Andrew: “We encourage continuous feedback through QR codes that go straight to our asset management team. We look at everything, and it usually triggers action.”



The business impact
Hodge House now achieves the highest rental values in Cardiff, is fully occupied, and occupiers can see how it’s benefiting their company culture.
“From a HR perspective, the building is a real selling point when we’re recruiting,” says Clare Caswell. “People don’t want to work from home anymore,” adds Belen Ortiz, Studio Executive at HLM Architects.
The benefits extend to more practical considerations too, like when occupiers need environmental data for ESG reporting. “We did a carbon audit this year, so I had to request a lot of data for that. I got all of the information that I requested,” notes one office manager. “The environmental information available as part of the process was very clear. That was important.”

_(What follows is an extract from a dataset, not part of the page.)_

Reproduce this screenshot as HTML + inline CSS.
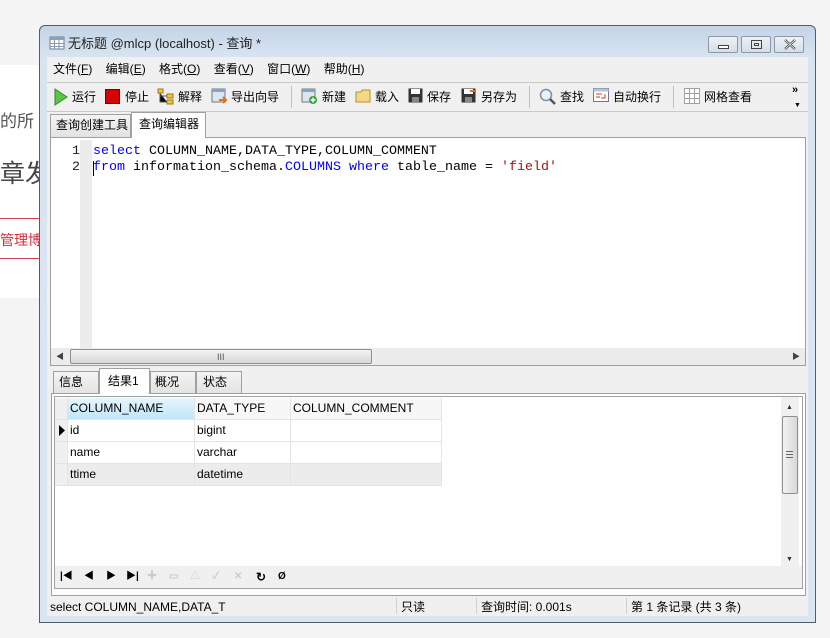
<!DOCTYPE html>
<html><head><meta charset="utf-8">
<style>
*{margin:0;padding:0;box-sizing:border-box}
body{width:830px;height:638px;background:#f4f4f4;position:relative;overflow:hidden;font-family:"Liberation Sans","Noto Sans CJK SC",sans-serif;font-size:12px;color:#000}
.a{position:absolute}
.t{position:absolute;white-space:nowrap;line-height:14px}
.mono{font-family:"Liberation Mono","DejaVu Sans Mono",monospace;font-size:13.33px;line-height:16px;white-space:pre}
.kw{color:#0000ff}.st{color:#a31515}
.tab{position:absolute;border:1px solid #a0a0a0;border-bottom:none;background:linear-gradient(#f4f4f4,#e2e2e2);font-size:12px;padding-left:5px;line-height:20px}
.btn{position:absolute;top:36px;height:17px;border:1px solid #8d99a8;border-radius:2px;background:linear-gradient(#eef2f7,#d4dde8)}
.cell{position:absolute;height:22px;border-right:1px solid #e4e4e4;border-bottom:1px solid #e4e4e4;line-height:21px;padding-left:2px;font-size:12px}
</style></head><body>
<div class="a" style="left:0;top:65px;width:40px;height:233px;background:#fff"></div>
<div class="t" style="left:0;top:112px;font-size:17px;line-height:20px;color:#555">的所</div>
<div class="t" style="left:0;top:160px;font-size:25px;line-height:28px;color:#444">章发</div>
<div class="a" style="left:0;top:218px;width:40px;height:1px;background:#d04050"></div>
<div class="a" style="left:0;top:258px;width:40px;height:1px;background:#d04050"></div>
<div class="t" style="left:0;top:232px;font-size:14px;line-height:16px;color:#d03040">管理博</div>

<div class="a" style="left:39px;top:25px;width:777px;height:598px;border:1px solid #555c66;border-radius:6px 6px 0 0;background:linear-gradient(#c3d4e7 0px,#d9e4f1 32px,#dae5f2 100%)"></div>
<svg class="a" style="left:49px;top:35px" width="16" height="16" viewBox="0 0 16 16"><rect x="1" y="2" width="14" height="12" fill="#fff" stroke="#6b7a8c"/><rect x="1" y="2" width="14" height="3" fill="#8aa0bb"/><path d="M1 8.5H15M1 11.5H15M5.5 5V14M10 5V14" stroke="#8a9aac"/></svg>
<div class="t" style="left:68px;top:36px;font-size:13px;line-height:16px;color:#222">无标题 @mlcp (localhost) - 查询 *</div>
<div class="btn" style="left:708px;width:30px"><div class="a" style="left:9px;top:8px;width:11px;height:4px;border:1px solid #444;background:#fff"></div></div>
<div class="btn" style="left:741px;width:30px"><div class="a" style="left:9px;top:3px;width:11px;height:9px;border:1px solid #444"></div><div class="a" style="left:12px;top:6px;width:5px;height:3px;border:1px solid #444"></div></div>
<div class="btn" style="left:774px;width:30px"><svg class="a" style="left:9px;top:2px" width="12" height="11"><path d="M1 1L11 10M11 1L1 10" stroke="#444" stroke-width="2.2"/><path d="M1 1L11 10M11 1L1 10" stroke="#fff" stroke-width=".8"/></svg></div>

<div class="a" style="left:47px;top:57px;width:761px;height:559px;background:#f0f0f0"></div>
<div class="t" style="left:53px;top:62px">文件(<u>F</u>)&nbsp;&nbsp;&nbsp; 编辑(<u>E</u>)&nbsp;&nbsp;&nbsp; 格式(<u>O</u>)&nbsp;&nbsp;&nbsp; 查看(<u>V</u>)&nbsp;&nbsp;&nbsp; 窗口(<u>W</u>)&nbsp;&nbsp;&nbsp; 帮助(<u>H</u>)</div>
<div class="a" style="left:47px;top:82px;width:761px;height:1px;background:#c8c8c8"></div>
<svg class="a" style="left:54px;top:88px" width="14" height="18"><path d="M1 1L13 9L1 17Z" fill="#5bc44a" stroke="#2f8a2a"/></svg>
<div class="t" style="left:72px;top:90px">运行</div>
<div class="a" style="left:105px;top:89px;width:15px;height:15px;background:#d80000;border:1px solid #700"></div>
<div class="t" style="left:125px;top:90px">停止</div>
<svg class="a" style="left:157px;top:88px" width="18" height="17"><rect x="1" y="1" width="5" height="4" fill="#f5c33c" stroke="#a07a10"/><rect x="10" y="6" width="6" height="4" fill="#f5c33c" stroke="#a07a10"/><rect x="10" y="12" width="6" height="4" fill="#f5c33c" stroke="#a07a10"/><path d="M3 5V14H10M3 8H10" stroke="#555"/></svg>
<div class="t" style="left:178px;top:90px">解释</div>
<svg class="a" style="left:211px;top:88px" width="17" height="17"><rect x="1" y="1" width="13" height="13" fill="#dfe5ee" stroke="#6b7a8c"/><rect x="1" y="1" width="13" height="3" fill="#8aa0bb"/><path d="M8 12H15M12 9L15 12L12 15" stroke="#e07020" stroke-width="2" fill="none"/></svg>
<div class="t" style="left:231px;top:90px">导出向导</div>
<div class="a" style="left:291px;top:86px;width:1px;height:22px;background:#c0c0c0"></div>
<svg class="a" style="left:301px;top:88px" width="17" height="17"><rect x="1" y="1" width="13" height="13" fill="#dfe5ee" stroke="#6b7a8c"/><rect x="1" y="1" width="13" height="3" fill="#8aa0bb"/><circle cx="12" cy="12" r="4" fill="#3aa23a"/><path d="M12 9.5V14.5M9.5 12H14.5" stroke="#fff" stroke-width="1.5"/></svg>
<div class="t" style="left:322px;top:90px">新建</div>
<svg class="a" style="left:355px;top:89px" width="17" height="14"><path d="M1 3H6L7 1H15V13H1Z" fill="#f3d887" stroke="#b8922a"/></svg>
<div class="t" style="left:375px;top:90px">载入</div>
<svg class="a" style="left:408px;top:88px" width="15" height="15"><rect x="0.5" y="0.5" width="14" height="14" fill="#333"/><rect x="3" y="1" width="9" height="5" fill="#fff"/><rect x="4" y="9" width="7" height="5" fill="#888"/></svg>
<div class="t" style="left:427px;top:90px">保存</div>
<svg class="a" style="left:461px;top:88px" width="16" height="16"><rect x="0.5" y="0.5" width="14" height="14" fill="#333"/><rect x="3" y="1" width="9" height="5" fill="#fff"/><rect x="4" y="9" width="7" height="5" fill="#888"/><path d="M9 3L15 3" stroke="#e07020" stroke-width="2"/></svg>
<div class="t" style="left:481px;top:90px">另存为</div>
<div class="a" style="left:529px;top:86px;width:1px;height:22px;background:#c0c0c0"></div>
<svg class="a" style="left:539px;top:88px" width="17" height="17"><circle cx="7" cy="7" r="5.5" fill="#e8f2fb" stroke="#7a8ea6" stroke-width="1.5"/><path d="M11 11L16 16" stroke="#555" stroke-width="2.5"/></svg>
<div class="t" style="left:560px;top:90px">查找</div>
<svg class="a" style="left:593px;top:88px" width="17" height="15"><rect x="0.5" y="0.5" width="15" height="13" fill="#fff" stroke="#6b7a8c"/><rect x="0.5" y="0.5" width="15" height="3" fill="#b8c4d4"/><path d="M3 6H9M3 9H7M12 6V10H8" stroke="#d04020" fill="none"/></svg>
<div class="t" style="left:613px;top:90px">自动换行</div>
<div class="a" style="left:673px;top:86px;width:1px;height:22px;background:#c0c0c0"></div>
<svg class="a" style="left:684px;top:88px" width="16" height="16"><path d="M0.5 0.5H15.5V15.5H0.5ZM5.5 0.5V15.5M10.5 0.5V15.5M0.5 5.5H15.5M0.5 10.5H15.5" stroke="#a0a0a0" fill="#fff"/></svg>
<div class="t" style="left:704px;top:90px">网格查看</div>
<div class="t" style="left:792px;top:83px;font-size:11px;font-weight:bold">»</div>
<div class="t" style="left:794px;top:99px;font-size:7px">▼</div>
<div class="a" style="left:47px;top:111px;width:761px;height:1px;background:#c8c8c8"></div>

<div class="tab" style="left:50px;top:114px;width:81px;height:23px">查询创建工具</div>
<div class="tab" style="left:131px;top:112px;width:75px;height:26px;background:#fff;z-index:2;line-height:22px;padding-left:7px">查询编辑器</div>
<div class="a" style="left:50px;top:137px;width:756px;height:229px;border:1px solid #a0a0a0;background:#fff"></div>
<div class="a" style="left:80px;top:140px;width:12px;height:208px;background:#ececec"></div>
<div class="t mono" style="left:72px;top:144px;color:#222">1</div>
<div class="t mono" style="left:72px;top:160px;color:#222">2</div>
<div class="t mono" style="left:93px;top:144px"><span class="kw">select</span> COLUMN_NAME,DATA_TYPE,COLUMN_COMMENT</div>
<div class="t mono" style="left:93px;top:160px"><span class="kw">from</span> information_schema.<span class="kw">COLUMNS</span> <span class="kw">where</span> table_name = <span class="st">'field'</span></div>
<div class="a" style="left:93px;top:161px;width:1px;height:15px;background:#000"></div>
<div class="a" style="left:51px;top:348px;width:754px;height:17px;background:#ececec"></div>
<div class="t" style="left:56px;top:350px;font-size:8px;color:#444">◀</div>
<div class="t" style="left:792px;top:350px;font-size:8px;color:#444">▶</div>
<div class="a" style="left:70px;top:349px;width:302px;height:15px;border:1px solid #8e8f8f;border-radius:2px;background:linear-gradient(#f2f2f2,#d8d8d8)"></div>
<div class="t" style="left:217px;top:350px;font-size:9px;color:#555">III</div>

<div class="tab" style="left:53px;top:371px;width:46px;height:23px">信息</div>
<div class="tab" style="left:99px;top:368px;width:51px;height:26px;background:#fff;z-index:2;line-height:24px;padding-left:8px">结果1</div>
<div class="tab" style="left:150px;top:371px;width:46px;height:23px;padding-left:4px">概况</div>
<div class="tab" style="left:196px;top:371px;width:46px;height:23px;padding-left:6px">状态</div>
<div class="a" style="left:51px;top:393px;width:755px;height:203px;border:1px solid #a0a0a0;background:#fff"></div>
<div class="a" style="left:54px;top:396px;width:749px;height:193px;border:1px solid #a0a0a0;background:#fff"></div>
<div class="cell" style="left:55px;top:398px;width:13px;background:#f0f0f0"></div>
<div class="cell" style="left:68px;top:398px;width:127px;background:linear-gradient(#e6f5fc,#bfe6f9)">COLUMN_NAME</div>
<div class="cell" style="left:195px;top:398px;width:96px;background:#f7f7f7">DATA_TYPE</div>
<div class="cell" style="left:291px;top:398px;width:151px;background:#f7f7f7">COLUMN_COMMENT</div>
<div class="cell" style="left:55px;top:420px;width:13px;background:#f0f0f0"></div>
<svg class="a" style="left:58px;top:424px" width="8" height="13"><path d="M1 1L7 6.5L1 12Z" fill="#000"/></svg>
<div class="cell" style="left:68px;top:420px;width:127px">id</div>
<div class="cell" style="left:195px;top:420px;width:96px">bigint</div>
<div class="cell" style="left:291px;top:420px;width:151px"></div>
<div class="cell" style="left:55px;top:442px;width:13px;background:#f0f0f0"></div>
<div class="cell" style="left:68px;top:442px;width:127px">name</div>
<div class="cell" style="left:195px;top:442px;width:96px">varchar</div>
<div class="cell" style="left:291px;top:442px;width:151px"></div>
<div class="cell" style="left:55px;top:464px;width:13px;background:#f0f0f0"></div>
<div class="cell" style="left:68px;top:464px;width:127px;background:#ececec">ttime</div>
<div class="cell" style="left:195px;top:464px;width:96px;background:#ececec">datetime</div>
<div class="cell" style="left:291px;top:464px;width:151px;background:#ececec"></div>
<div class="a" style="left:781px;top:397px;width:18px;height:169px;background:#f0f0f0"></div>
<div class="t" style="left:786px;top:401px;font-size:7px;color:#333">▲</div>
<div class="t" style="left:786px;top:553px;font-size:7px;color:#333">▼</div>
<div class="a" style="left:782px;top:416px;width:16px;height:78px;border:1px solid #8e8f8f;border-radius:2px;background:linear-gradient(90deg,#f2f2f2,#d8d8d8)"></div>
<div class="a" style="left:786px;top:451px;width:7px;height:7px;border-top:1px solid #666;border-bottom:1px solid #666"></div>
<div class="a" style="left:786px;top:454px;width:7px;height:1px;background:#666"></div>
<div class="a" style="left:55px;top:566px;width:747px;height:22px;background:#f0f0f0"></div>
<div class="t" style="left:60px;top:570px;font-size:10px;font-weight:bold;letter-spacing:0">
<span style="position:absolute;left:0">|◀</span><span style="position:absolute;left:24px">◀</span><span style="position:absolute;left:46px">▶</span><span style="position:absolute;left:66px">▶|</span>
<span style="position:absolute;left:87px;color:#ccc">✚</span><span style="position:absolute;left:109px;color:#ccc">▭</span><span style="position:absolute;left:130px;color:#ccc">△</span><span style="position:absolute;left:152px;color:#ccc">✓</span><span style="position:absolute;left:174px;color:#ccc">✕</span><span style="position:absolute;left:196px;font-size:12px">↻</span><span style="position:absolute;left:218px">Ø</span></div>

<div class="a" style="left:47px;top:597px;width:761px;height:18px;background:#f0f0f0"></div>
<div class="t" style="left:50px;top:600px">select COLUMN_NAME,DATA_T</div>
<div class="a" style="left:396px;top:598px;width:1px;height:16px;background:#d0d0d0"></div>
<div class="t" style="left:401px;top:600px">只读</div>
<div class="a" style="left:476px;top:598px;width:1px;height:16px;background:#d0d0d0"></div>
<div class="t" style="left:481px;top:600px">查询时间: 0.001s</div>
<div class="a" style="left:626px;top:598px;width:1px;height:16px;background:#d0d0d0"></div>
<div class="t" style="left:631px;top:600px">第 1 条记录 (共 3 条)</div>
</body></html>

Even constraints became strengths. With no outdoor amenity space possible on the heritage building, occupiers found advantages in its central location. “We’re so close to the castle and Coopers Field,” says Callie Cooper. “People are happy to go for a walk. It’s not missed in the way it might be elsewhere.”



The relationship difference
For both Andrew and Toni, giving everyone a voice in the process was a huge factor in Hodge House’s success.
Andrew: “Success comes from listening and responding over time. But you need all parties talking to each other to understand what makes the space work. That’s what creates long-term value.”
Hodge House has won multiple awards. But for its design team, the greatest achievement is proving what’s possible when you refuse to write off tired assets.
Toni: “This project shows that retrofit can be transformative, especially if you focus on the fact that it’s the people that make a building. You can unlock real meaningful value, create community, and extend the life of heritage buildings.”
Andrew: “The lesson for me is that success comes from staying close to the people who use the space, from listening, and from evolving together over time. Get the relationships right, and everything else follows.”